Records to use:
★ ★ ★ ★ ★ ★ ★

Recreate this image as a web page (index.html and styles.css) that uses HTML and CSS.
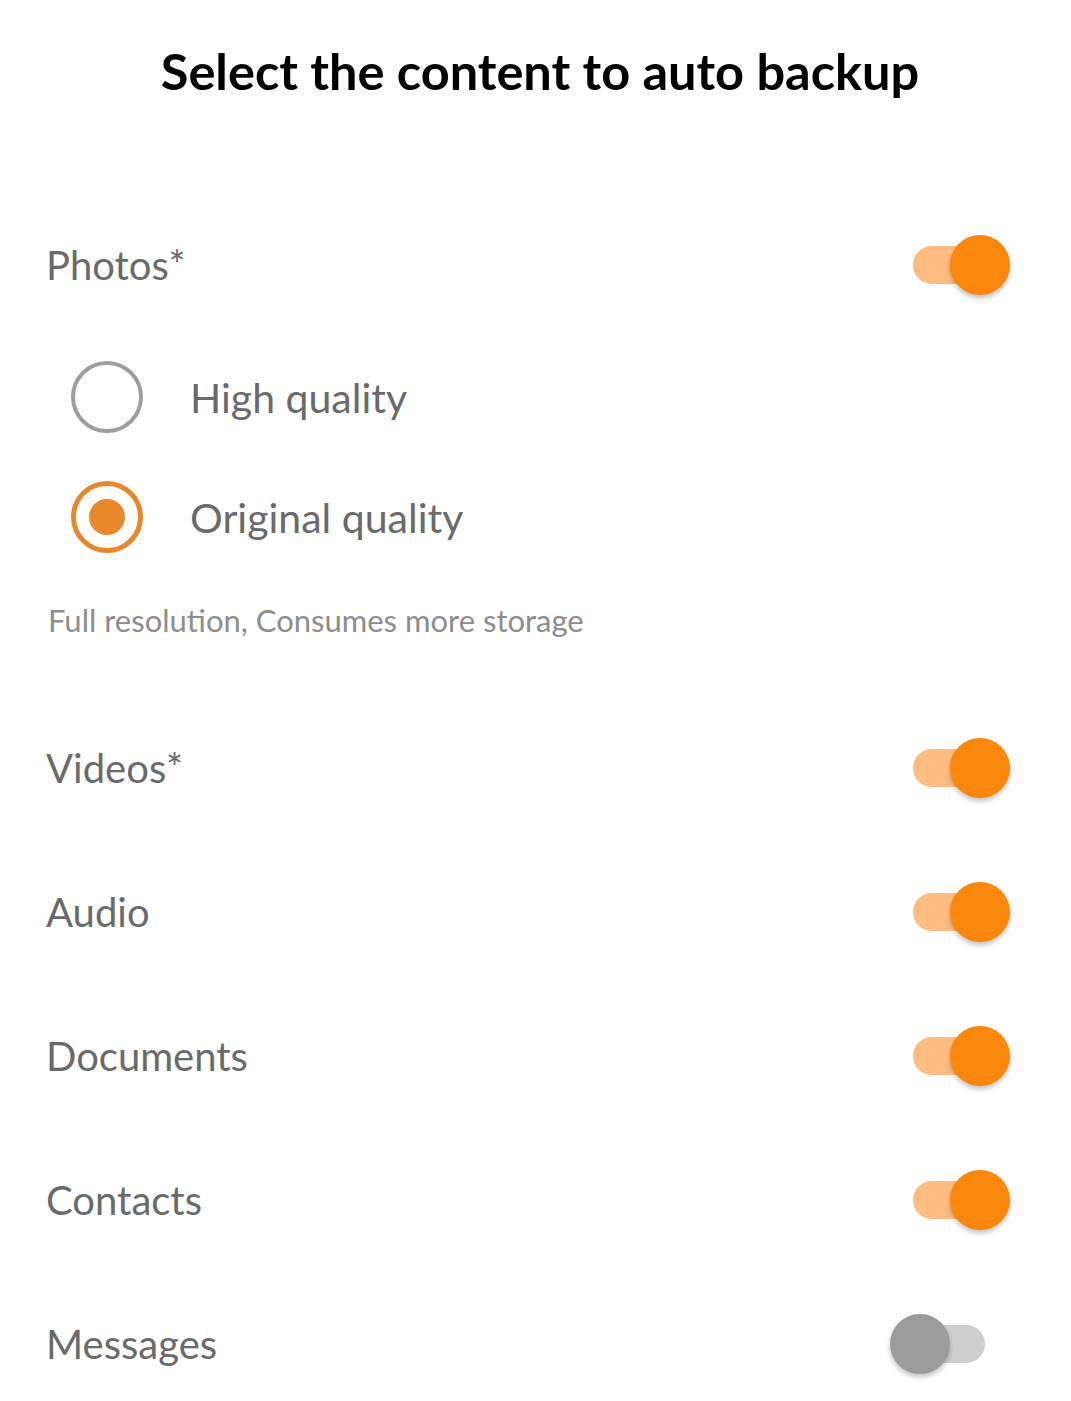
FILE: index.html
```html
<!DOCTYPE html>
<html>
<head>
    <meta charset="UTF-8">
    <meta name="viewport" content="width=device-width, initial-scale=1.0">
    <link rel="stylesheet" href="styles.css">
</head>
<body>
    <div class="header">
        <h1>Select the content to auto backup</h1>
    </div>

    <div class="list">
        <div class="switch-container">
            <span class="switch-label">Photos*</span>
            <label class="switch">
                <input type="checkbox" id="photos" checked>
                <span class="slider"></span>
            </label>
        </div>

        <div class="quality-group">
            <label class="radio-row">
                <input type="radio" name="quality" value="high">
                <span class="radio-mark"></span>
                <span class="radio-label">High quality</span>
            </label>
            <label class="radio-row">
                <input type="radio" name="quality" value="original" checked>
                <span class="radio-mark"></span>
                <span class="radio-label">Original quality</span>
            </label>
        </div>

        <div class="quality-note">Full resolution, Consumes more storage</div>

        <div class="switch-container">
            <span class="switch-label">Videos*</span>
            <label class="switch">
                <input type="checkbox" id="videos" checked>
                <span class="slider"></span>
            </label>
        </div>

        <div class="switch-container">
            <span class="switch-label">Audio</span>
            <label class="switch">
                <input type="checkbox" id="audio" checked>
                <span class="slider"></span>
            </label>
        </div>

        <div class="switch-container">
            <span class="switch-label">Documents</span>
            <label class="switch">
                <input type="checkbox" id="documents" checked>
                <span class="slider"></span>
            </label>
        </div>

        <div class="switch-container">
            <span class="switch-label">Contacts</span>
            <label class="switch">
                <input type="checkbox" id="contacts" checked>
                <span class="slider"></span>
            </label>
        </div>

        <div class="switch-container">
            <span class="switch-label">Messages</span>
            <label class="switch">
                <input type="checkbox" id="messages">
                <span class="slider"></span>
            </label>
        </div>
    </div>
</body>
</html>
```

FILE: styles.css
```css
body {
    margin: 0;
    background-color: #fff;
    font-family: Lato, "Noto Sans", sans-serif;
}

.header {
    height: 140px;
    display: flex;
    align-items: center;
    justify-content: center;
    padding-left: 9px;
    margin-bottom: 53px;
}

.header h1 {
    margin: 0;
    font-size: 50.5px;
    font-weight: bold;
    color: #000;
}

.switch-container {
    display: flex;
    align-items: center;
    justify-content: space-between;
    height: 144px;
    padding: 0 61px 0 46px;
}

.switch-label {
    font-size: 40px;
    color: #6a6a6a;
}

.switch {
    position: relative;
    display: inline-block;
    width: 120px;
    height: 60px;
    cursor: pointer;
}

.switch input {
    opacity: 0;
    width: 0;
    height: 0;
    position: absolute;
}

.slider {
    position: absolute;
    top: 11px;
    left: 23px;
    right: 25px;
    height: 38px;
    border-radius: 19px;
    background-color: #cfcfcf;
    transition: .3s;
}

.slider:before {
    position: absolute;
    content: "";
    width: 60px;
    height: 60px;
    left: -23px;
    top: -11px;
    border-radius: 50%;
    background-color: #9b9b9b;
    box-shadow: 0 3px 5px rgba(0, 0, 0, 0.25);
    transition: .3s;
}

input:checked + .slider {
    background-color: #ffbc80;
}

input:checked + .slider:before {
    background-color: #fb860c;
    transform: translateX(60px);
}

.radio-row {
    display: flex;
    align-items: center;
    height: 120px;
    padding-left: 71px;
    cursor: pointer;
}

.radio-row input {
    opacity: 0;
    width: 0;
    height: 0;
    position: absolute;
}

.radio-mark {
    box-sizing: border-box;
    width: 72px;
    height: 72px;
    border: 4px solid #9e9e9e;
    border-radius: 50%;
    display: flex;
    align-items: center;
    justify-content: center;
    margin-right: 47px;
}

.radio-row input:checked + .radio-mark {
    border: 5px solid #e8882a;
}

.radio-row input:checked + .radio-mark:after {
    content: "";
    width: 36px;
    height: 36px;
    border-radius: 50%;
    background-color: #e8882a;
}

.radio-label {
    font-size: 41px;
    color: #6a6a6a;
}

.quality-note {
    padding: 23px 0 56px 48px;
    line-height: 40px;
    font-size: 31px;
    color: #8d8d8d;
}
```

★ ★ ★ ★ ★ ★ ★

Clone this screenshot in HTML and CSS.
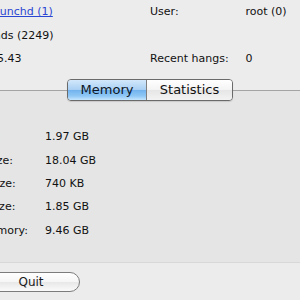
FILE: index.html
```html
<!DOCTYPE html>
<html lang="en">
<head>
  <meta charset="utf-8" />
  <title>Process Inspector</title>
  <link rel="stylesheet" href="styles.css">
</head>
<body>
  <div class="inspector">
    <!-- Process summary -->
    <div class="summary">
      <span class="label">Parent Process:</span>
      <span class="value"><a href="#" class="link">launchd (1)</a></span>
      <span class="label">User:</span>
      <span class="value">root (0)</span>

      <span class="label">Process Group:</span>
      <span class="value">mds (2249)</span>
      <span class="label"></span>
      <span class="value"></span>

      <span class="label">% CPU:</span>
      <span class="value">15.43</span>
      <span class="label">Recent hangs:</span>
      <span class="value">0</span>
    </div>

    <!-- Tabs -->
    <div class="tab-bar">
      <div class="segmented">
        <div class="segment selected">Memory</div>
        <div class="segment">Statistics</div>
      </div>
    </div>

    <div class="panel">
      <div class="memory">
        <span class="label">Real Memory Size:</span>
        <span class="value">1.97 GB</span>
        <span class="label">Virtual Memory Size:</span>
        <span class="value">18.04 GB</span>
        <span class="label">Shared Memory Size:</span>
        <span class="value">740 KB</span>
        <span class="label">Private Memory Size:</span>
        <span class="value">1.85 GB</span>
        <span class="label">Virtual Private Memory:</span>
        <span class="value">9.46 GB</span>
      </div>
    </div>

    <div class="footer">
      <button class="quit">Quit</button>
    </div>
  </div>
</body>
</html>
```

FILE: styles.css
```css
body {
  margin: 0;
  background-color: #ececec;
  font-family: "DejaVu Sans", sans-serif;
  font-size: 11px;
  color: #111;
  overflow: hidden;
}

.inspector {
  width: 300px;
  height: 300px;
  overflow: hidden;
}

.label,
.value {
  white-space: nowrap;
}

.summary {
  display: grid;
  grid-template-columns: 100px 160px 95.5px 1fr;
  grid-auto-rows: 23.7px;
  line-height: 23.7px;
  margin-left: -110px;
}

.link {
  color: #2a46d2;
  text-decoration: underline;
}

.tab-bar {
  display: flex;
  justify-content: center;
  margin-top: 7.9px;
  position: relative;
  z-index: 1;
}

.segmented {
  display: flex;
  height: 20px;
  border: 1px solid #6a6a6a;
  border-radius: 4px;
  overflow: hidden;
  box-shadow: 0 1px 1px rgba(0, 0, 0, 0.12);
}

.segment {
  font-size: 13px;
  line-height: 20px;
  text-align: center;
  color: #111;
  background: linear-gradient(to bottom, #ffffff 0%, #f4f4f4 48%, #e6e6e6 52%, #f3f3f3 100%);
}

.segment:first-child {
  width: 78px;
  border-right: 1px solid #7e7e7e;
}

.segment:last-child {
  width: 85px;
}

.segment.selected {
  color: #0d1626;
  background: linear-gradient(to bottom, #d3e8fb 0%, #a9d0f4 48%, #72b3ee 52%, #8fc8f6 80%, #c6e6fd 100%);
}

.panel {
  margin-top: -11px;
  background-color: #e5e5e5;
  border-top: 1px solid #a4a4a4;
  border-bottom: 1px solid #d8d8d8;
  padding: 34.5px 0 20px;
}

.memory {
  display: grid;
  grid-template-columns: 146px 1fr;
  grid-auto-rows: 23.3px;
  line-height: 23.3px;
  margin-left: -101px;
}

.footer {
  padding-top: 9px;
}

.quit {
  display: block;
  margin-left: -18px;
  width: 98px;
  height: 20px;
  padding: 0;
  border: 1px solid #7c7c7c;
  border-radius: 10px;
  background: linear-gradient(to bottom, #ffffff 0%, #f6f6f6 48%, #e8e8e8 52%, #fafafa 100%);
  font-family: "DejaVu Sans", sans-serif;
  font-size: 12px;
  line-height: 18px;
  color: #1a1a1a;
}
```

★ ★ ★ ★ ★ ★ ★

Aim:
Check each line above for the word "this", and copy the lines where it appears.

Exercise solution:
Recreate this image as a web page (index.html and styles.css) that uses HTML and CSS.
Clone this screenshot in HTML and CSS.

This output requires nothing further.